> EXERCISE PROMPT
Everything from the first line of the records below through the line containing "const COMMA = '\uFF0C';" is to be retyped exactly; leave out the rest.

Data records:
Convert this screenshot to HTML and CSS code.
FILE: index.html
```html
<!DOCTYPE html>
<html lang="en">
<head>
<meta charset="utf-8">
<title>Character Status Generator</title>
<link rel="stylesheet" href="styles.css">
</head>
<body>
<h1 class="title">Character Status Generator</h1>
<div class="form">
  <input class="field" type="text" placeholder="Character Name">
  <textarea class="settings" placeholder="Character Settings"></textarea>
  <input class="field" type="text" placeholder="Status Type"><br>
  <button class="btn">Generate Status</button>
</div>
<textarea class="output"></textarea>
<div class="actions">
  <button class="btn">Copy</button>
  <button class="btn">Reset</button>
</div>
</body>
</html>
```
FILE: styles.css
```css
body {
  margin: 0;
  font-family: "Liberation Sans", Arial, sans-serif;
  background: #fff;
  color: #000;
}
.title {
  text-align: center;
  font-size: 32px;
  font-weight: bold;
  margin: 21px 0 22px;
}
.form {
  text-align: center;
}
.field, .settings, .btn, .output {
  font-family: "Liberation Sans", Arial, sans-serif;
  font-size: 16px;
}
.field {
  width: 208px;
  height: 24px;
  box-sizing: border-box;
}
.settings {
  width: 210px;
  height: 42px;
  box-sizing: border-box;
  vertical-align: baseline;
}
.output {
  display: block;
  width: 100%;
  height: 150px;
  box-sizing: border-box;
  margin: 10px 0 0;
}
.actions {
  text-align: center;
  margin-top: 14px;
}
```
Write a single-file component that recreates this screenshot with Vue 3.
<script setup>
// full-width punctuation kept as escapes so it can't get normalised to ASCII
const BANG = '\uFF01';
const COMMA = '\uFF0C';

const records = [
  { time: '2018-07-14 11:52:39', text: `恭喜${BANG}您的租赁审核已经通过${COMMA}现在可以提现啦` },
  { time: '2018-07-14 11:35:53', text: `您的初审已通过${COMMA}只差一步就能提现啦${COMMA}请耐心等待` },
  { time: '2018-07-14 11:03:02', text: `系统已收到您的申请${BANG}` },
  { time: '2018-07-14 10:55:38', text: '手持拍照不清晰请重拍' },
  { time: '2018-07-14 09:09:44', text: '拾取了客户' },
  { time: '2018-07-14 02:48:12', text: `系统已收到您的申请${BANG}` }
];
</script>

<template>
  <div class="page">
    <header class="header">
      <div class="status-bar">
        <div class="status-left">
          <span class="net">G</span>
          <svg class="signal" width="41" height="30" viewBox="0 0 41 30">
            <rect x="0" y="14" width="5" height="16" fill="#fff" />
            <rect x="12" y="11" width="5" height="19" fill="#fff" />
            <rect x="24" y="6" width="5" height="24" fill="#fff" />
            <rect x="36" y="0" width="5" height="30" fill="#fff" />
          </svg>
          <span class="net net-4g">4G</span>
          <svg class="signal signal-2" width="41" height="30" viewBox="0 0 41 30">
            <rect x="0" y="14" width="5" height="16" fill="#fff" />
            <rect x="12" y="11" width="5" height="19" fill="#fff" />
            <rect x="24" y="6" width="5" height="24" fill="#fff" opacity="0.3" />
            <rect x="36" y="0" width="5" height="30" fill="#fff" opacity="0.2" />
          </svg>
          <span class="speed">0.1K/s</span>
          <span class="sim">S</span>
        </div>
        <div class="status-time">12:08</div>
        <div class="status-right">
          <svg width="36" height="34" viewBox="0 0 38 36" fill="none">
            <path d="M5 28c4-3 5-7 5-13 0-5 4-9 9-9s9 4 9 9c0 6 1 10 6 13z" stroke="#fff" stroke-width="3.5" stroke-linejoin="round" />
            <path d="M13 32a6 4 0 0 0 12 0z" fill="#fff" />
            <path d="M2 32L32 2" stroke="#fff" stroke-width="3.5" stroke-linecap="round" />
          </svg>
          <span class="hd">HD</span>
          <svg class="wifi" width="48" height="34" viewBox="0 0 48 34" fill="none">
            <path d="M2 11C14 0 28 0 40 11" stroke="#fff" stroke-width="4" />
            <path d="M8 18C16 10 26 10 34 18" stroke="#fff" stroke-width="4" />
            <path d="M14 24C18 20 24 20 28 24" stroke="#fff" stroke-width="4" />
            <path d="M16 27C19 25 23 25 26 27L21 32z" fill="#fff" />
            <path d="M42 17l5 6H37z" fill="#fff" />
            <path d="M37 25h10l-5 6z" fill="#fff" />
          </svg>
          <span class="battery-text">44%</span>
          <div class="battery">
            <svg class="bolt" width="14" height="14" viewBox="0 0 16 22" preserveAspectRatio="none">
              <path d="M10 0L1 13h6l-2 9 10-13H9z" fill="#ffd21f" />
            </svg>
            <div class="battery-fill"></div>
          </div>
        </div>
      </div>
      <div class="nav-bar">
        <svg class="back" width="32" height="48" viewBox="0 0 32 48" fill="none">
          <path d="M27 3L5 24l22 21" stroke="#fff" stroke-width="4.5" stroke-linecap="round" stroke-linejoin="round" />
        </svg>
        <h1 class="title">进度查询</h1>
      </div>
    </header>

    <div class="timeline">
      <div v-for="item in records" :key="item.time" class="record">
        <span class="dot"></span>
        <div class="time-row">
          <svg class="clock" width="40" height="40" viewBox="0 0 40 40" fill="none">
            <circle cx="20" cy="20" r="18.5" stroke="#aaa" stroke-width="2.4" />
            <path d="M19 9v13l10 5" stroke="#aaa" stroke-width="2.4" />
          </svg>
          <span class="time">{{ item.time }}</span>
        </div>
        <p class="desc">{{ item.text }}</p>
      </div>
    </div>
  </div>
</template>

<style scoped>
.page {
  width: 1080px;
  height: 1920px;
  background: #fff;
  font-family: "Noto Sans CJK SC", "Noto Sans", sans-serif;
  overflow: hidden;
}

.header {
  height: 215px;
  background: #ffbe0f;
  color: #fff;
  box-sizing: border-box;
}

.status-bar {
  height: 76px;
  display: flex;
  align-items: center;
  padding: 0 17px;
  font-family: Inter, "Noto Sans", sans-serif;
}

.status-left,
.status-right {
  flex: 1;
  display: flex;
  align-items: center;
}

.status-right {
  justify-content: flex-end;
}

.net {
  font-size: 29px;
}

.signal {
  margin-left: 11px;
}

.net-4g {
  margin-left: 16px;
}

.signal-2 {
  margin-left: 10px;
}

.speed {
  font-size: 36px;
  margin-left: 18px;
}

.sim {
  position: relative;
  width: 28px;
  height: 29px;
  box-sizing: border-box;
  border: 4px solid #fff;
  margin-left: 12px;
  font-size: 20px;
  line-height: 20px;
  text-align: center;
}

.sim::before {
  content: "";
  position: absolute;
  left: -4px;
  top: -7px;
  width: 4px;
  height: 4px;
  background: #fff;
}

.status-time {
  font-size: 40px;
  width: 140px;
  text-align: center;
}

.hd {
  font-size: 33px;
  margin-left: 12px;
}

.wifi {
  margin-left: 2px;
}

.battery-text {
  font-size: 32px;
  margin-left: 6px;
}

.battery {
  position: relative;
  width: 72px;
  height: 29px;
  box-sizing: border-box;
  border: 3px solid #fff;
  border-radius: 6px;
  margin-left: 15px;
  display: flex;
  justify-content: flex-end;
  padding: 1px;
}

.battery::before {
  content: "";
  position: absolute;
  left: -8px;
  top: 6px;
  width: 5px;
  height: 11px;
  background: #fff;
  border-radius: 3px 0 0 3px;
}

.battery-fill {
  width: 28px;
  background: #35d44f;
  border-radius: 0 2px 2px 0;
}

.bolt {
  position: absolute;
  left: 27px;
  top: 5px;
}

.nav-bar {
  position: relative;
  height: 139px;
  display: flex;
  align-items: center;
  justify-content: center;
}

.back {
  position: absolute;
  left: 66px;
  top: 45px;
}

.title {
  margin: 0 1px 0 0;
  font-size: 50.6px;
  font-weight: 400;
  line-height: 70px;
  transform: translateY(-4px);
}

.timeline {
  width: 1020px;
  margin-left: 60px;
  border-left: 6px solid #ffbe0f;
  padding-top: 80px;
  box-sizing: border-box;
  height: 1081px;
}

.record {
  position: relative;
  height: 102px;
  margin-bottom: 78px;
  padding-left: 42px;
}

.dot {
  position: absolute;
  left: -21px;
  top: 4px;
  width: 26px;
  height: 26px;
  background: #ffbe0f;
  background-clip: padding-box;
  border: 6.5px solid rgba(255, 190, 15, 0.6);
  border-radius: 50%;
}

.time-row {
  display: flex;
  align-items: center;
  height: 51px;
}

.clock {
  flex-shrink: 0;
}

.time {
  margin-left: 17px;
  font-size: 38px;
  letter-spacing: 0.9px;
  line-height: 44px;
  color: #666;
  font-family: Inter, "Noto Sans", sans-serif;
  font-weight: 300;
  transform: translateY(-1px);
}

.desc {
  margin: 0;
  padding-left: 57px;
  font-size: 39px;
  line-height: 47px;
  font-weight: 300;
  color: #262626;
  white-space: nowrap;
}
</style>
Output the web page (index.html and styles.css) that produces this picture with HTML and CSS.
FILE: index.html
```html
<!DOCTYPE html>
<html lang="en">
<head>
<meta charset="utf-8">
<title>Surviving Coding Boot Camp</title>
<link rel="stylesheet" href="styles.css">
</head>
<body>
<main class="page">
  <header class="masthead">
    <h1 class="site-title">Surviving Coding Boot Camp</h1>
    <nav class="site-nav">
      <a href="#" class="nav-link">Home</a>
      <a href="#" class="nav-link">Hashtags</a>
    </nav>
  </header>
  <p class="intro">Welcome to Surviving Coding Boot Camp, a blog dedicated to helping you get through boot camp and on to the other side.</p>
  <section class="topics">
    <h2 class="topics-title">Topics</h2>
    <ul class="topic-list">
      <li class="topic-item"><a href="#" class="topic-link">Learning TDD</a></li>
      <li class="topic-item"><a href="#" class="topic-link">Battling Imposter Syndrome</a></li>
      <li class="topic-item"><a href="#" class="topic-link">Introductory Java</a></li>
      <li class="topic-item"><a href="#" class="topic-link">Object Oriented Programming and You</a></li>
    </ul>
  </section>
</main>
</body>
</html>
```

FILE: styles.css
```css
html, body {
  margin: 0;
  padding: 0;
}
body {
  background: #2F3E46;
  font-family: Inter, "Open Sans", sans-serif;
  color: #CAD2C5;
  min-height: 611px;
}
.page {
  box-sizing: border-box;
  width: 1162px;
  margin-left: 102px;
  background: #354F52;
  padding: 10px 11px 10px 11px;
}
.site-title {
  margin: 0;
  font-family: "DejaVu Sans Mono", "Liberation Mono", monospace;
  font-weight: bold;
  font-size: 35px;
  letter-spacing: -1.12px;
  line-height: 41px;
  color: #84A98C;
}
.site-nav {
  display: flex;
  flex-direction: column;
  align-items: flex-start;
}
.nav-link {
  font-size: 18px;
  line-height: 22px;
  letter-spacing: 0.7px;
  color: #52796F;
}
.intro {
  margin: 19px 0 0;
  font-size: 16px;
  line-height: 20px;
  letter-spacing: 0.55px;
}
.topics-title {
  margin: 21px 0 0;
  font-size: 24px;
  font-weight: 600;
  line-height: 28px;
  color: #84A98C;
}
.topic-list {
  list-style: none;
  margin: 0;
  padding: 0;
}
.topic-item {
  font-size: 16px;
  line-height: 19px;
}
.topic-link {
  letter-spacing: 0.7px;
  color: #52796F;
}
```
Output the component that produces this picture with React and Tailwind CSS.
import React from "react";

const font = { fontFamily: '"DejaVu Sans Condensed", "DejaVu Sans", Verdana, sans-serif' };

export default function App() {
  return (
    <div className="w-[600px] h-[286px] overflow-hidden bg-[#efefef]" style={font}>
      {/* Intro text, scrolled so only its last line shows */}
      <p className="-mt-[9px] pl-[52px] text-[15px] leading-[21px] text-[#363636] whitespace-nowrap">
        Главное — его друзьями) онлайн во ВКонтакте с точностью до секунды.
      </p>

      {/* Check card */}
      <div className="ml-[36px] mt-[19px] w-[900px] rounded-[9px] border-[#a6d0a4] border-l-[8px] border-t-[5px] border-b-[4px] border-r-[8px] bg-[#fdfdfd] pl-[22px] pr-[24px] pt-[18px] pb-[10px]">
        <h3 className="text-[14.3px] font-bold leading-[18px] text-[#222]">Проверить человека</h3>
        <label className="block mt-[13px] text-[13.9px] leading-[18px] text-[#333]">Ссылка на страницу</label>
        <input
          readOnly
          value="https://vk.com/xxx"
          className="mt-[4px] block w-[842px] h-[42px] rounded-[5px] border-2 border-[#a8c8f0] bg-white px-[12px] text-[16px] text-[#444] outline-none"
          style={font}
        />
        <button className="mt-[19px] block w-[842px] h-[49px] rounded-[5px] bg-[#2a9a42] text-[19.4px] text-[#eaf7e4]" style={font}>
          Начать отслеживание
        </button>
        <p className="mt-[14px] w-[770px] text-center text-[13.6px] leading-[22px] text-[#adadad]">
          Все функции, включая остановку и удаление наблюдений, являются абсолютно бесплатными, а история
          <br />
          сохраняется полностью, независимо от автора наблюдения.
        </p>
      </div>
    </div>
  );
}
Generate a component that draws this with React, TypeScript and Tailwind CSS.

> ANSWER TO THIS TASK
Convert this screenshot to HTML and CSS code.
FILE: index.html
```html
<!DOCTYPE html>
<html lang="en">
<head>
<meta charset="utf-8">
<title>Character Status Generator</title>
<link rel="stylesheet" href="styles.css">
</head>
<body>
<h1 class="title">Character Status Generator</h1>
<div class="form">
  <input class="field" type="text" placeholder="Character Name">
  <textarea class="settings" placeholder="Character Settings"></textarea>
  <input class="field" type="text" placeholder="Status Type"><br>
  <button class="btn">Generate Status</button>
</div>
<textarea class="output"></textarea>
<div class="actions">
  <button class="btn">Copy</button>
  <button class="btn">Reset</button>
</div>
</body>
</html>
```
FILE: styles.css
```css
body {
  margin: 0;
  font-family: "Liberation Sans", Arial, sans-serif;
  background: #fff;
  color: #000;
}
.title {
  text-align: center;
  font-size: 32px;
  font-weight: bold;
  margin: 21px 0 22px;
}
.form {
  text-align: center;
}
.field, .settings, .btn, .output {
  font-family: "Liberation Sans", Arial, sans-serif;
  font-size: 16px;
}
.field {
  width: 208px;
  height: 24px;
  box-sizing: border-box;
}
.settings {
  width: 210px;
  height: 42px;
  box-sizing: border-box;
  vertical-align: baseline;
}
.output {
  display: block;
  width: 100%;
  height: 150px;
  box-sizing: border-box;
  margin: 10px 0 0;
}
.actions {
  text-align: center;
  margin-top: 14px;
}
```
Write a single-file component that recreates this screenshot with Vue 3.
<script setup>
// full-width punctuation kept as escapes so it can't get normalised to ASCII
const BANG = '\uFF01';
const COMMA = '\uFF0C';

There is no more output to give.